Gaya hidup yang memiliki kesan mendalam, dan melukai hati rakyat. Demikian kira-kira definisi untuk terminologi ini.
Sebelumnya, pada Sidang Kabinet Paripurna di Istana Negara, Jakarta, Kamis (2/3). Presiden Jokowi menegur keras para pejabat publik soal gaya hidup hedon. Ia mengatakan itu adalah perilaku yang melukai hati rakyat.
Bahkan, ia memerintahkan para menteri untuk menertibkan perilaku pejabat yang seperti itu. Dengan tambahan, “Jangan pamer kekuasaan, jangan pamer kekayaan, apalagi sampai dipajang-pajang di Instagram, di media sosial,” kata Jokowi.
Menurut Merriam-Webster Dictionary, hedonism yang akar katanya adalah “hedone” dalam bahasa Yunani itu, adalah doktrin yang berpendapat bahwa kebahagiaan atau kesenangan merupakan tujuan utama dalam hidup.
Kita akan kembali membuka buku filasafat dan menemui aliran filsafat Epicureans dan Cyrenaics di era Yunani Kuno yang memiliki doktrin ini.
Meskipun bernada menghakimi, tapi secara umum, jika seseorang telah di-cap sebagai hedonist, maka kepuasan yang ia dapatkan adalah hanya bersifat kebendaan saja.
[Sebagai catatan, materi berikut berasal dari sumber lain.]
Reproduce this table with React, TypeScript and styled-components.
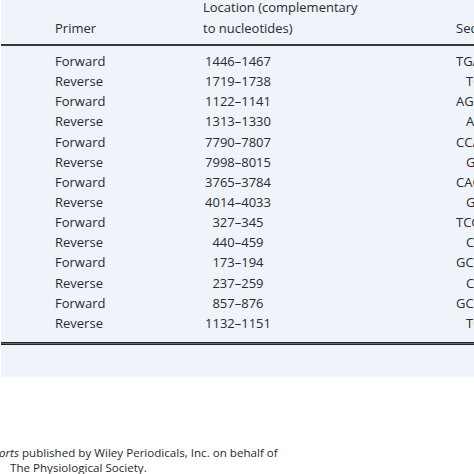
import React from 'react'
import styled, { createGlobalStyle } from 'styled-components'

const GlobalStyle = createGlobalStyle`
  html, body {
    margin: 0;
    padding: 0;
    background: #ffffff;
    width: 474px;
    height: 474px;
    overflow: hidden;
  }
`

type Row = { primer: string; location: string; seq: string }

const rows: Row[] = [
  { primer: 'Forward', location: '1446–1467', seq: 'TGAGCATCCAGAAGCTGCA' },
  { primer: 'Reverse', location: '1719–1738', seq: 'TCGATGTCCTGGACTT' },
  { primer: 'Forward', location: '1122–1141', seq: 'AGGTCGGTGTGAACGGATTTG' },
  { primer: 'Reverse', location: '1313–1330', seq: 'ATGTAGGCCATGAGGTC' },
  { primer: 'Forward', location: '7790–7807', seq: 'CCAAGCTGCTTTGTGCTGT' },
  { primer: 'Reverse', location: '7998–8015', seq: 'GTGGCAGACGGAACAG' },
  { primer: 'Forward', location: '3765–3784', seq: 'CAGCAACTCCAGTCTGCAAG' },
  { primer: 'Reverse', location: '4014–4033', seq: 'GGTGTTCACTGCCCTC' },
  { primer: 'Forward', location: '327–345', seq: 'TCGGAGCCTGAAGTCCTTC' },
  { primer: 'Reverse', location: '440–459', seq: 'CTGGAAGCTCGCATCA' },
  { primer: 'Forward', location: '173–194', seq: 'GCTACCTGGACTCCTCGAAC' },
  { primer: 'Reverse', location: '237–259', seq: 'CAGGTCTCTGCAGTTCC' },
  { primer: 'Forward', location: '857–876', seq: 'GCAGGAGTATGACGAGTCTG' },
  { primer: 'Reverse', location: '1132–1151', seq: 'TGCGTGGTCCATTCTT' },
]

function App() {
  return (
    <>
      <GlobalStyle />
      <Page>
        <Panel>
          <HeaderRow>
            <PrimerCell>Primer</PrimerCell>
            <HeadLocation>
              Location (complementary
              <br />
              to nucleotides)
            </HeadLocation>
            <SeqCell>Sequence (5′–3′)</SeqCell>
          </HeaderRow>
          <Body>
            {rows.map((r, i) => (
              <DataRow key={i}>
                <PrimerCell>{r.primer}</PrimerCell>
                <LocationCell>{r.location}</LocationCell>
                <SeqCell $reverse={r.primer === 'Reverse'}>{r.seq}</SeqCell>
              </DataRow>
            ))}
          </Body>
          <BottomRule />
        </Panel>
        <Footer>
          <p>
            <em>orts</em> published by Wiley Periodicals, Inc. on behalf of
          </p>
          <p className="second">The Physiological Society.</p>
        </Footer>
      </Page>
    </>
  )
}

const Page = styled.div`
  width: 474px;
  height: 474px;
  display: flex;
  flex-direction: column;
  font-family: "Open Sans", "Noto Sans", sans-serif;
  font-variant-ligatures: none;
  color: #2b2b2e;
  overflow: hidden;
`

const Panel = styled.div`
  height: 377px;
  flex-shrink: 0;
  margin: 0 0 0 1px;
  background: #eff3fa;
  display: flex;
  flex-direction: column;
  overflow: hidden;
`

const gridCols = `
  display: grid;
  grid-template-columns: 54px 148px 70px 183px 1fr;
  white-space: nowrap;
`

const HeaderRow = styled.div`
  ${gridCols}
  align-items: end;
  margin-top: -3px;
  padding-bottom: 6px;
  border-bottom: 2.5px solid #38383b;
  font-size: 13px;
  line-height: 19px;
  &::before {
    content: '';
  }
`

const Body = styled.div`
  padding-top: 5px;
  display: flex;
  flex-direction: column;
`

const DataRow = styled.div`
  ${gridCols}
  height: 20.15px;
  font-size: 13px;
  line-height: 20px;
  &::before {
    content: '';
  }
`

const PrimerCell = styled.div``

const HeadLocation = styled.div`
  grid-column: 3 / span 2;
  line-height: 20.5px;
`

const LocationCell = styled.div`
  text-align: center;
`

const SeqCell = styled.div<{ $reverse?: boolean }>`
  grid-column: 5;
  padding-left: ${(p) => (p.$reverse ? '10px' : '0')};
`

const BottomRule = styled.div`
  margin-top: 9px;
  height: 1px;
  border-top: 1.5px solid #222224;
  border-bottom: 1.5px solid #222224;
  background: #6a6a6e;
`

const Footer = styled.div`
  margin-top: 68px;
  font-size: 11.6px;
  line-height: 15px;
  color: #2a2a2c;
  p {
    margin: 0;
    white-space: nowrap;
  }
  p:first-child {
    margin-left: -1px;
  }
  .second {
    padding-left: 10px;
  }
`

export default App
Yang pada kenyataannya, kehidupan memiliki sisi lain seperti waktu yang berkualitas bersama keluarga, dan juga hubungan yang bermakna di tempat berkerja.
Secara harfiah, kata hedonist sering bergandengan dengan kata selfish. Masih di kamus yang sama, selfish adalah kata sifat yang berhubungan dengan eksklusifitas terhadap diri sendiri.
Mari kita gunakan kata-kata yang simple menurut kaum rebahan saja, yakni ”gak mau tahu” dan “gak pedulian”.
Terkait kondisi di Indonesia, Badan Pusat Statistik (BPS) mencatat jumlah orang miskin di Indonesia mencapai 26,36 juta orang per September 2022. Jumlah ini naik tipis dibandingkan pada akhir Maret 2022 sebanyak 26,16 juta orang.
Maka, jika pejabat publik memamerkan Jeep Wrangler Rubicon yang harganya berkisar antara Rp 1,6 miliar hingga Rp 1,9 miliar per unit, atau kemeja merek Burberry yang harganya adalah Rp 7 juta per helai, adalah melukai hati rakyat.
Sebab, diakui atau tidak, income terbesar dari sebuah negara adalah berasal dari pajak rakyatnya. Dan, silahkan dihutung sendiri berapa pajak yang anda keluarkan setiap tahunnya. Mulai dari pajak makan di warung pinggir jalan, pajak bumi dan bangunan, hingga pajak penghasilan.